Dataset records
____

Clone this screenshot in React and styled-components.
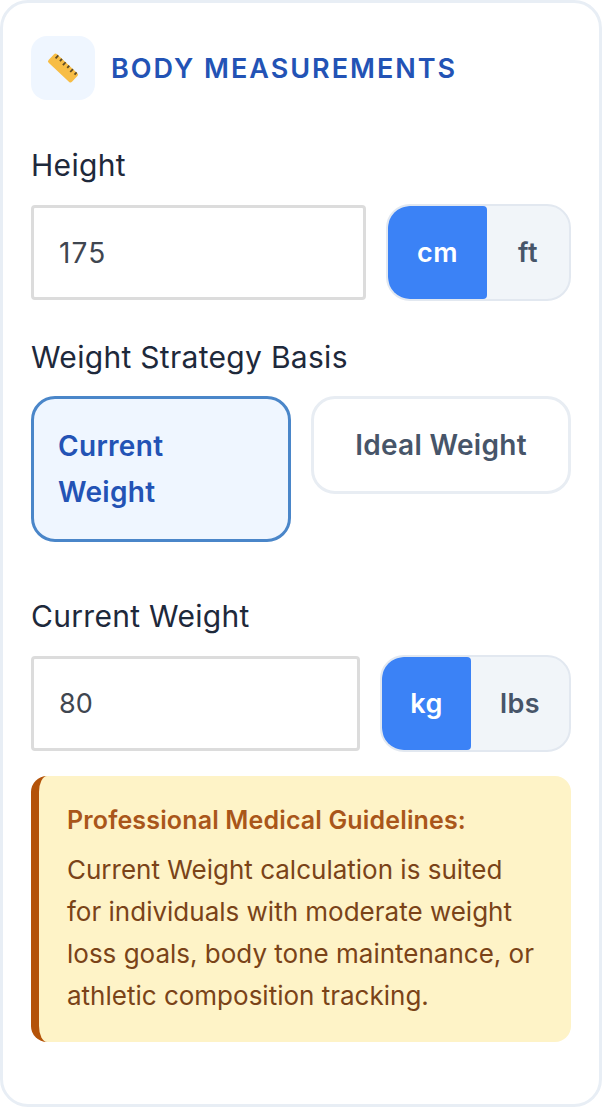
import { useState } from 'react';
import styled, { createGlobalStyle } from 'styled-components';

const GlobalStyle = createGlobalStyle`
  * {
    box-sizing: border-box;
  }

  body {
    margin: 0;
    background: #ffffff;
    font-family: Inter, "Noto Sans", sans-serif;
  }
`;

const Card = styled.section`
  width: 602px;
  height: 1107px;
  padding: 33px 28px 0;
  background: #ffffff;
  border: 3px solid #e8eef5;
  border-radius: 28px;
`;

const Header = styled.header`
  display: flex;
  align-items: center;
  gap: 16px;
  margin-bottom: 47px;
`;

const IconTile = styled.div`
  width: 64px;
  height: 64px;
  display: flex;
  align-items: center;
  justify-content: center;
  background: #eff6ff;
  border-radius: 16px;
`;

const Title = styled.h2`
  margin: 0;
  font-size: 27px;
  font-weight: 600;
  letter-spacing: 2px;
  color: #2353b5;
`;

const Label = styled.label`
  display: block;
  margin-bottom: 21px;
  font-size: 30px;
  line-height: 36px;
  font-weight: 400;
  letter-spacing: 0.3px;
  color: #1e293b;
`;

const FieldRow = styled.div`
  display: flex;
  align-items: center;
  gap: 20px;
  margin-bottom: ${(p) => p.$gap}px;
`;

const ValueInput = styled.input`
  flex: 1;
  min-width: 0;
  height: 95px;
  padding: 0 25px;
  font-family: inherit;
  font-size: ${(p) => p.$size}px;
  letter-spacing: ${(p) => p.$tracking}px;
  color: #3f4650;
  background: #ffffff;
  border: 3px solid #dcdcdc;
  border-radius: 4px;
  outline: none;
`;

const Toggle = styled.div`
  display: flex;
  height: 97px;
  background: #f1f5f9;
  border: 2px solid #e2e8f0;
  border-radius: 24px;
  overflow: hidden;
`;

const ToggleOption = styled.button`
  width: ${(p) => p.$width}px;
  font-family: inherit;
  font-size: 27px;
  font-weight: 600;
  letter-spacing: 0.5px;
  color: ${(p) => (p.$active ? '#ffffff' : '#475569')};
  background: ${(p) => (p.$active ? '#3b82f6' : 'transparent')};
  border: none;
  border-radius: ${(p) => (p.$active ? '20px 4px 4px 20px' : '0')};
  padding: 0;
`;

const StrategyRow = styled.div`
  display: grid;
  grid-template-columns: 1fr 1fr;
  align-items: start;
  gap: 20px;
  margin-bottom: 56px;
`;

const StrategyButton = styled.button`
  padding: ${(p) => (p.$active ? '24px 60px 24px 24px' : '23px 20px')};
  font-family: inherit;
  font-size: 28px;
  line-height: 46px;
  font-weight: 600;
  letter-spacing: 0.3px;
  text-align: ${(p) => (p.$active ? 'left' : 'center')};
  color: ${(p) => (p.$active ? '#2353b5' : '#475569')};
  background: ${(p) => (p.$active ? '#eff6ff' : '#ffffff')};
  border: 3px solid ${(p) => (p.$active ? '#4a86c9' : '#e8edf3')};
  border-radius: 24px;
`;

const Notice = styled.aside`
  padding: 27px 32px 25px 28px;
  background: #fef3c7;
  border-left: 8px solid #b45309;
  border-radius: 16px;
`;

const NoticeTitle = styled.div`
  margin-bottom: 12px;
  font-size: 25px;
  line-height: 34px;
  font-weight: 600;
  letter-spacing: 0.15px;
  color: #a9561a;
`;

const NoticeText = styled.p`
  margin: 0;
  font-size: 26px;
  line-height: 42px;
  color: #7a4318;
`;

// small ruler drawn on a diagonal, same shape as the emoji in the app
const RulerIcon = () => (
  <svg width="32" height="32" viewBox="0 0 32 32" aria-hidden="true">
    <g transform="rotate(43 16 16)">
      <rect x="0" y="10" width="32" height="12" rx="2" fill="#f7bd45" />
      <path
        d="M4 10v4M9 10v3M14 10v4M19 10v3M24 10v4M29 10v3"
        stroke="#5d4a26"
        strokeWidth="1.8"
        fill="none"
      />
    </g>
  </svg>
);

const UnitToggle = ({ options, value, onChange }) => (
  <Toggle>
    {options.map((option) => (
      <ToggleOption
        key={option.unit}
        type="button"
        $width={option.width}
        $active={value === option.unit}
        onClick={() => onChange(option.unit)}
      >
        {option.unit}
      </ToggleOption>
    ))}
  </Toggle>
);

export default function App() {
  const [heightUnit, setHeightUnit] = useState('cm');
  const [weightUnit, setWeightUnit] = useState('kg');
  const [basis, setBasis] = useState('current');

  return (
    <>
      <GlobalStyle />
      <Card>
        <Header>
          <IconTile>
            <RulerIcon />
          </IconTile>
          <Title>BODY MEASUREMENTS</Title>
        </Header>

        <Label>Height</Label>
        <FieldRow $gap={38}>
          <ValueInput defaultValue="175" $size={28} $tracking={1.2} />
          <UnitToggle
            options={[
              { unit: 'cm', width: 99 },
              { unit: 'ft', width: 82 },
            ]}
            value={heightUnit}
            onChange={setHeightUnit}
          />
        </FieldRow>

        <Label>Weight Strategy Basis</Label>
        <StrategyRow>
          <StrategyButton
            type="button"
            $active={basis === 'current'}
            onClick={() => setBasis('current')}
          >
            Current Weight
          </StrategyButton>
          <StrategyButton
            type="button"
            $active={basis === 'ideal'}
            onClick={() => setBasis('ideal')}
          >
            Ideal Weight
          </StrategyButton>
        </StrategyRow>

        <Label>Current Weight</Label>
        <FieldRow $gap={24}>
          <ValueInput defaultValue="80" $size={27} $tracking={0} />
          <UnitToggle
            options={[
              { unit: 'kg', width: 89 },
              { unit: 'lbs', width: 98 },
            ]}
            value={weightUnit}
            onChange={setWeightUnit}
          />
        </FieldRow>

        <Notice>
          <NoticeTitle>Professional Medical Guidelines:</NoticeTitle>
          <NoticeText>
            Current Weight calculation is suited for individuals with moderate
            weight loss goals, body tone maintenance, or athletic composition
            tracking.
          </NoticeText>
        </Notice>
      </Card>
    </>
  );
}
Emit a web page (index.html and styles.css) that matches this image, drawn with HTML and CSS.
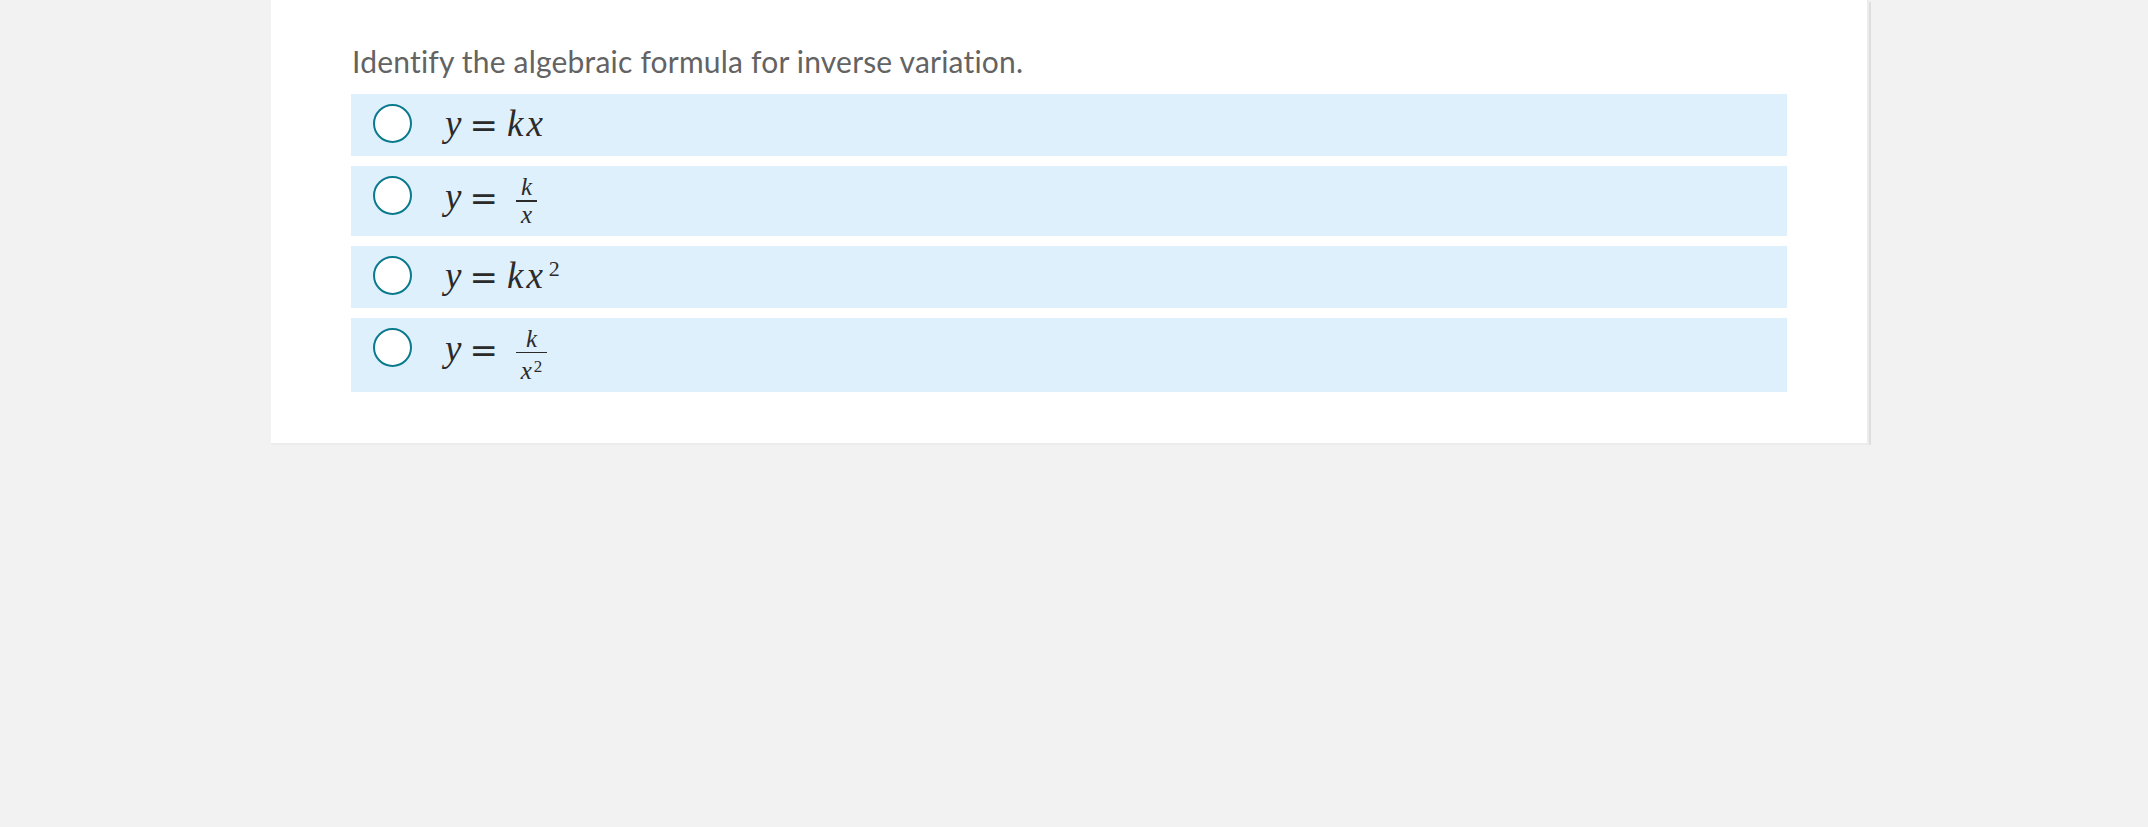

____

_EXERCISE DETAILS_
All records should be output exactly, with the pictures left out.

_EXPECTED ANSWER_
Clone this screenshot in React and styled-components.
import { useState } from 'react';
import styled, { createGlobalStyle } from 'styled-components';

const GlobalStyle = createGlobalStyle`
  * {
    box-sizing: border-box;
  }

  body {
    margin: 0;
    background: #ffffff;
    font-family: Inter, "Noto Sans", sans-serif;
  }
`;

const Card = styled.section`
  width: 602px;
  height: 1107px;
  padding: 33px 28px 0;
  background: #ffffff;
  border: 3px solid #e8eef5;
  border-radius: 28px;
`;

const Header = styled.header`
  display: flex;
  align-items: center;
  gap: 16px;
  margin-bottom: 47px;
`;

const IconTile = styled.div`
  width: 64px;
  height: 64px;
  display: flex;
  align-items: center;
  justify-content: center;
  background: #eff6ff;
  border-radius: 16px;
`;

const Title = styled.h2`
  margin: 0;
  font-size: 27px;
  font-weight: 600;
  letter-spacing: 2px;
  color: #2353b5;
`;

const Label = styled.label`
  display: block;
  margin-bottom: 21px;
  font-size: 30px;
  line-height: 36px;
  font-weight: 400;
  letter-spacing: 0.3px;
  color: #1e293b;
`;

const FieldRow = styled.div`
  display: flex;
  align-items: center;
  gap: 20px;
  margin-bottom: ${(p) => p.$gap}px;
`;

const ValueInput = styled.input`
  flex: 1;
  min-width: 0;
  height: 95px;
  padding: 0 25px;
  font-family: inherit;
  font-size: ${(p) => p.$size}px;
  letter-spacing: ${(p) => p.$tracking}px;
  color: #3f4650;
  background: #ffffff;
  border: 3px solid #dcdcdc;
  border-radius: 4px;
  outline: none;
`;

const Toggle = styled.div`
  display: flex;
  height: 97px;
  background: #f1f5f9;
  border: 2px solid #e2e8f0;
  border-radius: 24px;
  overflow: hidden;
`;

const ToggleOption = styled.button`
  width: ${(p) => p.$width}px;
  font-family: inherit;
  font-size: 27px;
  font-weight: 600;
  letter-spacing: 0.5px;
  color: ${(p) => (p.$active ? '#ffffff' : '#475569')};
  background: ${(p) => (p.$active ? '#3b82f6' : 'transparent')};
  border: none;
  border-radius: ${(p) => (p.$active ? '20px 4px 4px 20px' : '0')};
  padding: 0;
`;

const StrategyRow = styled.div`
  display: grid;
  grid-template-columns: 1fr 1fr;
  align-items: start;
  gap: 20px;
  margin-bottom: 56px;
`;

const StrategyButton = styled.button`
  padding: ${(p) => (p.$active ? '24px 60px 24px 24px' : '23px 20px')};
  font-family: inherit;
  font-size: 28px;
  line-height: 46px;
  font-weight: 600;
  letter-spacing: 0.3px;
  text-align: ${(p) => (p.$active ? 'left' : 'center')};
  color: ${(p) => (p.$active ? '#2353b5' : '#475569')};
  background: ${(p) => (p.$active ? '#eff6ff' : '#ffffff')};
  border: 3px solid ${(p) => (p.$active ? '#4a86c9' : '#e8edf3')};
  border-radius: 24px;
`;

const Notice = styled.aside`
  padding: 27px 32px 25px 28px;
  background: #fef3c7;
  border-left: 8px solid #b45309;
  border-radius: 16px;
`;

const NoticeTitle = styled.div`
  margin-bottom: 12px;
  font-size: 25px;
  line-height: 34px;
  font-weight: 600;
  letter-spacing: 0.15px;
  color: #a9561a;
`;

const NoticeText = styled.p`
  margin: 0;
  font-size: 26px;
  line-height: 42px;
  color: #7a4318;
`;

// small ruler drawn on a diagonal, same shape as the emoji in the app
const RulerIcon = () => (
  <svg width="32" height="32" viewBox="0 0 32 32" aria-hidden="true">
    <g transform="rotate(43 16 16)">
      <rect x="0" y="10" width="32" height="12" rx="2" fill="#f7bd45" />
      <path
        d="M4 10v4M9 10v3M14 10v4M19 10v3M24 10v4M29 10v3"
        stroke="#5d4a26"
        strokeWidth="1.8"
        fill="none"
      />
    </g>
  </svg>
);

const UnitToggle = ({ options, value, onChange }) => (
  <Toggle>
    {options.map((option) => (
      <ToggleOption
        key={option.unit}
        type="button"
        $width={option.width}
        $active={value === option.unit}
        onClick={() => onChange(option.unit)}
      >
        {option.unit}
      </ToggleOption>
    ))}
  </Toggle>
);

export default function App() {
  const [heightUnit, setHeightUnit] = useState('cm');
  const [weightUnit, setWeightUnit] = useState('kg');
  const [basis, setBasis] = useState('current');

  return (
    <>
      <GlobalStyle />
      <Card>
        <Header>
          <IconTile>
            <RulerIcon />
          </IconTile>
          <Title>BODY MEASUREMENTS</Title>
        </Header>

        <Label>Height</Label>
        <FieldRow $gap={38}>
          <ValueInput defaultValue="175" $size={28} $tracking={1.2} />
          <UnitToggle
            options={[
              { unit: 'cm', width: 99 },
              { unit: 'ft', width: 82 },
            ]}
            value={heightUnit}
            onChange={setHeightUnit}
          />
        </FieldRow>

        <Label>Weight Strategy Basis</Label>
        <StrategyRow>
          <StrategyButton
            type="button"
            $active={basis === 'current'}
            onClick={() => setBasis('current')}
          >
            Current Weight
          </StrategyButton>
          <StrategyButton
            type="button"
            $active={basis === 'ideal'}
            onClick={() => setBasis('ideal')}
          >
            Ideal Weight
          </StrategyButton>
        </StrategyRow>

        <Label>Current Weight</Label>
        <FieldRow $gap={24}>
          <ValueInput defaultValue="80" $size={27} $tracking={0} />
          <UnitToggle
            options={[
              { unit: 'kg', width: 89 },
              { unit: 'lbs', width: 98 },
            ]}
            value={weightUnit}
            onChange={setWeightUnit}
          />
        </FieldRow>

        <Notice>
          <NoticeTitle>Professional Medical Guidelines:</NoticeTitle>
          <NoticeText>
            Current Weight calculation is suited for individuals with moderate
            weight loss goals, body tone maintenance, or athletic composition
            tracking.
          </NoticeText>
        </Notice>
      </Card>
    </>
  );
}
Emit a web page (index.html and styles.css) that matches this image, drawn with HTML and CSS.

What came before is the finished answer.